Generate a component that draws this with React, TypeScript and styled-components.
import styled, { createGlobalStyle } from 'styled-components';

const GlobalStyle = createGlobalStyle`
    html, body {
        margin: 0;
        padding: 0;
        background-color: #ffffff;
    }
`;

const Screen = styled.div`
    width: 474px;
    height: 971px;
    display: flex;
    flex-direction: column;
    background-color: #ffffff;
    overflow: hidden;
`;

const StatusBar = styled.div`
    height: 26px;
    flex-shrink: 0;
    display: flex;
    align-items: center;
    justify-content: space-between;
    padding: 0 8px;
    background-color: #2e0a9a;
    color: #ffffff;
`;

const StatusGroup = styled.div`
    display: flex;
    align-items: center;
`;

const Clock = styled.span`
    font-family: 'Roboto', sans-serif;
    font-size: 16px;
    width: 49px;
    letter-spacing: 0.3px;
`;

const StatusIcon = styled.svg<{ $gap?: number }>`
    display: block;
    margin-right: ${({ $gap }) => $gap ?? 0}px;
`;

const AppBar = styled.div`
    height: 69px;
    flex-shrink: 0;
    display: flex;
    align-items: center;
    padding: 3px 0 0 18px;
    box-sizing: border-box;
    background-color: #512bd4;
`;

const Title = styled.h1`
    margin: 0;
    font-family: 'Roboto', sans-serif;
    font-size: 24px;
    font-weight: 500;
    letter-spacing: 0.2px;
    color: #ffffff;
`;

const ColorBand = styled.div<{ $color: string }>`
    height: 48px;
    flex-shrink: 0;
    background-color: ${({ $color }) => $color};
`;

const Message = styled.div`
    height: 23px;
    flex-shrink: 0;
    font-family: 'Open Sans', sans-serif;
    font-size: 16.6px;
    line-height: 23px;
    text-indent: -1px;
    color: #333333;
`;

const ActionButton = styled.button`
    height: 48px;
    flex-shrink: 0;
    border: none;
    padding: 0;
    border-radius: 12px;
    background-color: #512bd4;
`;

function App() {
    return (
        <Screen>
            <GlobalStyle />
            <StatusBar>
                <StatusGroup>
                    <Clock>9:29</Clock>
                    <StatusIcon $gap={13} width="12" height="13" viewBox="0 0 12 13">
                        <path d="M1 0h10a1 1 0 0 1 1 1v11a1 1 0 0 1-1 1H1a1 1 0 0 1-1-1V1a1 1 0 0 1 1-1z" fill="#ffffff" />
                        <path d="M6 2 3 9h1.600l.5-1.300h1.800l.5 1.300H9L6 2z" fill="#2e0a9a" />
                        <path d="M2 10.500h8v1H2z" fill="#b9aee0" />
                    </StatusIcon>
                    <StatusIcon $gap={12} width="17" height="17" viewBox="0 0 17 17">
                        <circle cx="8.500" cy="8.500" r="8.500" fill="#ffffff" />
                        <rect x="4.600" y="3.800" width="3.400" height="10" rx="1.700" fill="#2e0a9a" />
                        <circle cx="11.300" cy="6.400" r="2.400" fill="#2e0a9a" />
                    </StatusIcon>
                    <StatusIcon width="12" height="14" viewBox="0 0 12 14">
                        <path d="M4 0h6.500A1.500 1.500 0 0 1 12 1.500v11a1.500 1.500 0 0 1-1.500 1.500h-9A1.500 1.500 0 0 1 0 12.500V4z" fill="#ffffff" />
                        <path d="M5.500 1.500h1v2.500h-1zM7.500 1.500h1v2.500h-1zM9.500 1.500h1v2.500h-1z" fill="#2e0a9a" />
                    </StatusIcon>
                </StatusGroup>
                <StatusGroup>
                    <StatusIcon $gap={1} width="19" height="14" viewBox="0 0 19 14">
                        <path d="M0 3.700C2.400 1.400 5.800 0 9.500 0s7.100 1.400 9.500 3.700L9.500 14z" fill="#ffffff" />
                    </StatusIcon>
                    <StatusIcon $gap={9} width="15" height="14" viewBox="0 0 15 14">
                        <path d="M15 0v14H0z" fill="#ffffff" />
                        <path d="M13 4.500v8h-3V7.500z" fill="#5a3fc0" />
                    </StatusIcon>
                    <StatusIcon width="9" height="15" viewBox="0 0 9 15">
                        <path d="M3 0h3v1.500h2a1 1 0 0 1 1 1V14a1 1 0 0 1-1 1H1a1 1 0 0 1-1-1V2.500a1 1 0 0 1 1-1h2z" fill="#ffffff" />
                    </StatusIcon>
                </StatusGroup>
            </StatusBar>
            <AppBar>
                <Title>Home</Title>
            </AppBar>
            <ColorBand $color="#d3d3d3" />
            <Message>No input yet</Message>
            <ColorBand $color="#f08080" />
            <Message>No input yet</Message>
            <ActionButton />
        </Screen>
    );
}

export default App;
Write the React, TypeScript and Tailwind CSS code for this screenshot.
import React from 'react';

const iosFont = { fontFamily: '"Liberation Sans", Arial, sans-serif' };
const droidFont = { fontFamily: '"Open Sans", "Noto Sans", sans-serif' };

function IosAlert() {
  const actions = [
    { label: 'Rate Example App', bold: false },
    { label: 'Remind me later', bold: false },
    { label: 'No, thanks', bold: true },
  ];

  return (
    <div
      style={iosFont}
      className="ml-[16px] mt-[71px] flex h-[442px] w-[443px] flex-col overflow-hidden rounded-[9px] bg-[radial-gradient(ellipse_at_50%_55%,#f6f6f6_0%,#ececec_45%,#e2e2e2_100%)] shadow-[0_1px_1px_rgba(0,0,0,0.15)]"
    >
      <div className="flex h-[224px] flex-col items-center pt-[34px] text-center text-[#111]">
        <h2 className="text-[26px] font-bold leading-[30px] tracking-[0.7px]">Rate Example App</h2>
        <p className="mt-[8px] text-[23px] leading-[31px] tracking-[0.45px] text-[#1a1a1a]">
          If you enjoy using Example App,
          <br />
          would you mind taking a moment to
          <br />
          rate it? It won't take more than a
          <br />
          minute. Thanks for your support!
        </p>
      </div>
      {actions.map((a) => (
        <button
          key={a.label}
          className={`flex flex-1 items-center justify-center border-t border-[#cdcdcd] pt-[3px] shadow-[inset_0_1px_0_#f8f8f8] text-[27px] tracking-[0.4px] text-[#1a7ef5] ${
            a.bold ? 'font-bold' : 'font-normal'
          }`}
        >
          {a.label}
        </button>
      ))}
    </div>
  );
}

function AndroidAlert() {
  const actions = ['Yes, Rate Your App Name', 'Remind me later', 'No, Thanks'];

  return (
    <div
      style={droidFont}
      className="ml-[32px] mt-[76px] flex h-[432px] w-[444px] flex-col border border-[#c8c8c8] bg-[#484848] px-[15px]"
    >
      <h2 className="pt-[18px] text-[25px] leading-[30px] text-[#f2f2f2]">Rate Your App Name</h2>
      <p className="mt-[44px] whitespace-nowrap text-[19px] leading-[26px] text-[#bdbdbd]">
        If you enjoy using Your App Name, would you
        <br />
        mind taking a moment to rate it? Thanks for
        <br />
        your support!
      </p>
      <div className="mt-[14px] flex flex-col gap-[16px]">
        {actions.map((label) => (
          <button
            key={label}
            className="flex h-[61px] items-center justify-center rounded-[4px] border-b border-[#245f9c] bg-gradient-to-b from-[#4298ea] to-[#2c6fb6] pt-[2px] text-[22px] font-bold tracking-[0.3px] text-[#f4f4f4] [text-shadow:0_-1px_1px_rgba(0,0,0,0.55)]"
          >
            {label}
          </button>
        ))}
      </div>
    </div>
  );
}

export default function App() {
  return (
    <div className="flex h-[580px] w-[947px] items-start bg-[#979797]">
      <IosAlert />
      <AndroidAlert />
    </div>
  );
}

The request: Pull out every line holding "TypeScript" from the records above, and copy it.

Written reply:
Generate a component that draws this with React, TypeScript and styled-components.
Write the React, TypeScript and Tailwind CSS code for this screenshot.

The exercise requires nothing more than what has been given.